The discussion on the statement "God died" was long and the last poster was Xariskai, who replied a few weeks ago with some relevant Orthodox quotes. To keep the conversation on track in that thread, I am opening this one and responding here.

  • rakovsky said: I find no profit in debating on this topic... I expect other Orthodox themselves could make various clarifications about these things.
E.g.
"Of course, the Church never had the slightest doubt that God had died...
"We would even accept that the churches, the temples, are “the tombs and graves of God.” Nevertheless … we recognize, experience and worship this God who has died...

"The death of God
overturned the powers of Hades; death itself was reduced to nothing more than a mere incident introducing humanity from death to Life.
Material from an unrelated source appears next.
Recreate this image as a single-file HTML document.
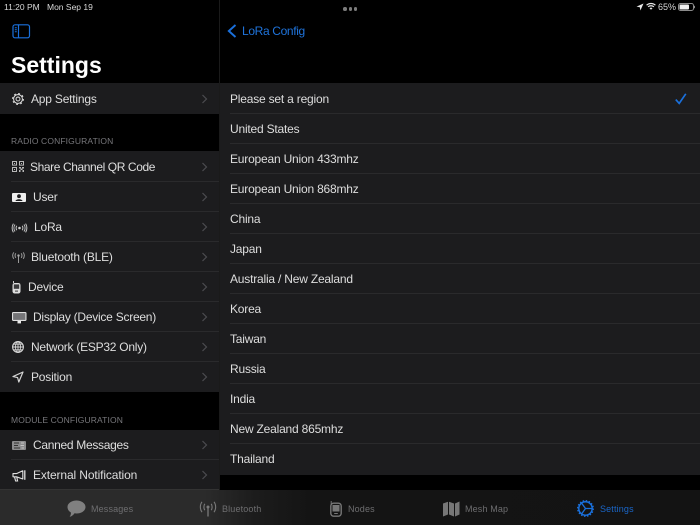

The Churches, those “tombs of God,” are the wide-open gates of divine love, the opened entrance to the Bridal chamber of God’s Son, who “came out of the tomb as from a Bridegroom,” while we faithful enter therein and “celebrate the death of death, the annihilation of Hades, the beginning of a new, eternal way of life; and, thus rejoicing, we offer hymns to the cause, namely the only blessed and glorious God of our fathers..."
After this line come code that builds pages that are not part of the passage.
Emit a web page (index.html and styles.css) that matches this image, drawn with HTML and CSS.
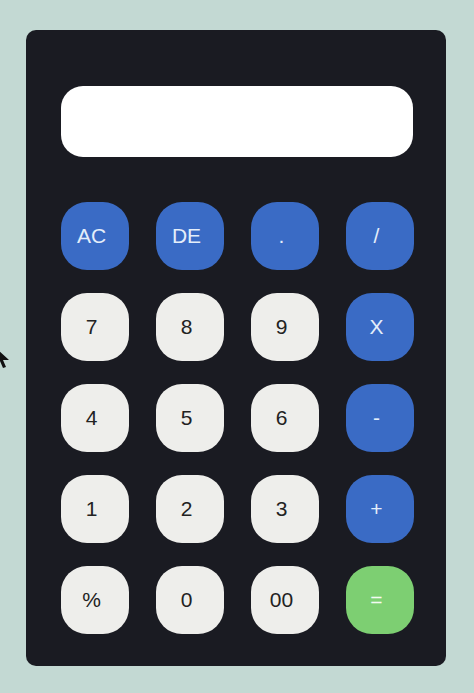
FILE: index.html
```html
<!DOCTYPE html>
<html>
<head>
<meta charset="utf-8">
<link rel="stylesheet" href="styles.css">
</head>
<body>
<svg class="cursor" width="10" height="20" viewBox="0 0 10 20"><path d="M-4 0 L9 12 L3 12 L6 19 L3 20 L0 13 L-4 17 Z" fill="#111"/></svg>
<div class="calc">
  <div class="display"></div>
  <div class="keys">
    <button class="key op">AC</button>
    <button class="key op">DE</button>
    <button class="key op">.</button>
    <button class="key op">/</button>
    <button class="key">7</button>
    <button class="key">8</button>
    <button class="key">9</button>
    <button class="key op">X</button>
    <button class="key">4</button>
    <button class="key">5</button>
    <button class="key">6</button>
    <button class="key op">-</button>
    <button class="key">1</button>
    <button class="key">2</button>
    <button class="key">3</button>
    <button class="key op">+</button>
    <button class="key">%</button>
    <button class="key">0</button>
    <button class="key">00</button>
    <button class="key eq">=</button>
  </div>
</div>
</body>
</html>
```
FILE: styles.css
```css
html, body {
  margin: 0;
  padding: 0;
}
body {
  background: #c3d9d3;
  width: 474px;
  height: 693px;
  position: relative;
  overflow: hidden;
  font-family: "Liberation Sans", Arial, sans-serif;
}
.cursor {
  position: absolute;
  left: 0;
  top: 348px;
}
.calc {
  margin: 30px 0 0 26px;
  width: 420px;
  box-sizing: border-box;
  padding: 56px 32px 32px 35px;
  background: #1a1b22;
  border-radius: 10px;
}
.display {
  height: 71px;
  width: 352px;
  background: #ffffff;
  border-radius: 22px;
  margin-bottom: 45px;
}
.keys {
  display: grid;
  grid-template-columns: repeat(4, 68px);
  grid-auto-rows: 68px;
  column-gap: 27px;
  row-gap: 23px;
}
.key {
  border: none;
  margin: 0;
  padding: 0 7px 0 0;
  border-radius: 26px;
  background: #eeeeeb;
  color: #222222;
  font-family: "Liberation Sans", Arial, sans-serif;
  font-size: 21px;
  display: flex;
  align-items: center;
  justify-content: center;
}
.key.op {
  background: #3a6bc5;
  color: #e4eefa;
}
.key.eq {
  background: #7dcf72;
  color: #f4fbf2;
}
```
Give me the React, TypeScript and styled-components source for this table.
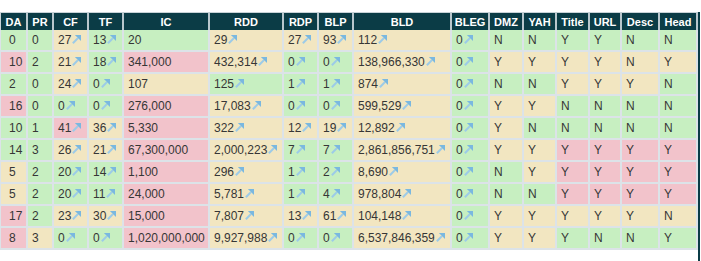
import styled, { createGlobalStyle } from "styled-components";

const GlobalStyle = createGlobalStyle`
  body {
    margin: 0;
    background: #ffffff;
    font-family: "Liberation Sans", Arial, sans-serif;
  }
`;

type Tone = "g" | "y" | "p";

const toneColors: Record<Tone, string> = {
  g: "#c7efc1",
  y: "#f2e6c1",
  p: "#f2c3cb",
};

const columns = [
  { name: "DA", width: 28, arrow: false },
  { name: "PR", width: 26, arrow: false },
  { name: "CF", width: 35, arrow: true },
  { name: "TF", width: 35, arrow: true },
  { name: "IC", width: 86, arrow: false },
  { name: "RDD", width: 74, arrow: true },
  { name: "RDP", width: 35, arrow: true },
  { name: "BLP", width: 35, arrow: true },
  { name: "BLD", width: 98, arrow: true },
  { name: "BLEG", width: 38, arrow: true },
  { name: "DMZ", width: 34, arrow: false },
  { name: "YAH", width: 33, arrow: false },
  { name: "Title", width: 33, arrow: false },
  { name: "URL", width: 32, arrow: false },
  { name: "Desc", width: 38, arrow: false },
  { name: "Head", width: 38, arrow: false },
];

// values separated by "|", tones one letter per column
const rows = [
  ["0|0|27|13|20|29|27|93|112|0|N|N|Y|Y|N|N", "ggyggyyyyggggggg"],
  ["10|2|21|18|341,000|432,314|0|0|138,966,330|0|Y|Y|Y|Y|N|Y", "pgygpyggygyyyyyy"],
  ["2|0|24|0|107|125|1|1|874|0|N|N|Y|Y|Y|N", "ggygygggygggyyyg"],
  ["16|0|0|0|276,000|17,083|0|0|599,529|0|Y|Y|N|N|N|N", "pgggpyggygyygggg"],
  ["10|1|41|36|5,330|322|12|19|12,892|0|Y|N|N|N|N|N", "ggpypyyyygyggggg"],
  ["14|3|26|21|67,300,000|2,000,223|7|7|2,861,856,751|0|Y|Y|Y|Y|Y|Y", "ggyypyggygyypppp"],
  ["5|2|20|14|1,100|296|1|2|8,690|0|N|Y|Y|Y|Y|Y", "ygggpyggyggypppp"],
  ["5|2|20|11|24,000|5,781|1|4|978,804|0|N|N|Y|Y|Y|Y", "ygggpyggygggpppp"],
  ["17|2|23|30|15,000|7,807|13|61|104,148|0|Y|Y|Y|Y|Y|N", "pgyypyyyygyyyyyy"],
  ["8|3|0|0|1,020,000,000|9,927,988|0|0|6,537,846,359|0|Y|Y|Y|N|N|Y", "pyggpyggygyygggg"],
];

const Frame = styled.div`
  padding-top: 12px;
`;

const Panel = styled.div`
  width: 698px;
  min-height: 249px;
  border-right: 2px solid #0b3c46;
`;

const Table = styled.table`
  width: 698px;
  table-layout: fixed;
  border-collapse: separate;
  border-spacing: 0;
`;

const HeadCell = styled.th<{ $w: number }>`
  box-sizing: border-box;
  width: ${(p) => p.$w}px;
  height: 18px;
  padding: 0;
  background: #0b3c46;
  border-top: 1px solid #c9d3d8;
  border-right: 2px solid #b9c7cd;
  color: #ffffff;
  font-size: 11px;
  font-weight: bold;
  text-align: center;
  vertical-align: middle;
  white-space: nowrap;
  &:first-child {
    border-left: 1px solid #c9d3d8;
  }
`;

const Cell = styled.td<{ $tone: Tone }>`
  box-sizing: border-box;
  height: 22px;
  padding: 0 0 0 4px;
  background: ${(p) => toneColors[p.$tone]};
  border-right: 2px solid #dce3e8;
  border-bottom: 2px solid #dce3e8;
  color: #363636;
  font-size: 12px;
  text-align: left;
  vertical-align: middle;
  white-space: nowrap;
  &:first-child {
    padding-left: 8px;
    border-left: 1px solid #dce3e8;
  }
`;

const ArrowIcon = styled.svg`
  width: 9px;
  height: 9px;
  margin-left: 1px;
  vertical-align: baseline;
`;

function Arrow() {
  return (
    <ArrowIcon viewBox="0 0 10 10">
      <line x1="1" y1="9.2" x2="6.5" y2="3.5" stroke="#9ccbe8" strokeWidth="2.3" />
      <polygon points="10,0 10,6.8 3.2,0" fill="#7ab8e0" />
    </ArrowIcon>
  );
}

export default function App() {
  return (
    <>
      <GlobalStyle />
      <Frame>
        <Panel>
          <Table>
            <thead>
              <tr>
                {columns.map((c) => (
                  <HeadCell key={c.name} $w={c.width}>
                    {c.name}
                  </HeadCell>
                ))}
              </tr>
            </thead>
            <tbody>
              {rows.map(([values, tones], r) => (
                <tr key={r}>
                  {values.split("|").map((v, i) => (
                    <Cell key={i} $tone={tones[i] as Tone}>
                      {v}
                      {columns[i].arrow && <Arrow />}
                    </Cell>
                  ))}
                </tr>
              ))}
            </tbody>
          </Table>
        </Panel>
      </Frame>
    </>
  );
}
"It is fortunate, then, that God died because His death became the source of our life and resurrection. It is fortunate that there are so many of His “tombs” throughout the world, so many sacred temples, where each of can freely enter when we are in pain, tired, and in need of consolation in order lay before God the burden of our suffering, agony, fear and insecurity – namely, in order to become rid of our death..."

-Partriarch Bartholomew

Cf. previous post
[/QUOTE]
It makes sense to me to say "God died" in the sense that he experienced death, since Christ who is God, being one of the three persons of the Trinity, experienced human death, as he was mortal, since he has always been a man. So I am not saying that the statement that "God died" is wrong. Rather, I find it better to explain what you mean, like you have, and to be more specific than to just say "God died" or "God did not die," for several reasons:

Reason #1) God is a Trinity and all three persons of the Trinity did not die,

Reason #2) Statements that "God did not die" and "The Lord did not die" are simplistic ways in common speech of expressing Christ-God's retention of his immortality. "God is immortal" is a correct statement, and "immortal" means "undying" or "cannot die." It reasons that Christ, due to His full divinity, retained the property of immortality despite His death. "Christ was raised by God" is a true statement, but it's also a correct statement that "Chrstos Voskres" - "Christ is risen," ie. that Christ rose by Himself, which is why Peter says in the NT that this fact shows that He is God. It is due to His undying nature that He rose.

Thus for example:
  • St. John Chrysostom, in his commentary on Acts 9 (Discussion 21), writes:
    “For every time,” says (the apostle), “when you eat this bread and drink this cup, you proclaim the death of the Lord” (1 Cor. 11:26). Let us not approach lightly and think that it is done just so, without a purpose. And together we will commemorate the martyrs, and, moreover, with faith that the Lord did not die; but that He was dead, that this is a sign of the mortification of death.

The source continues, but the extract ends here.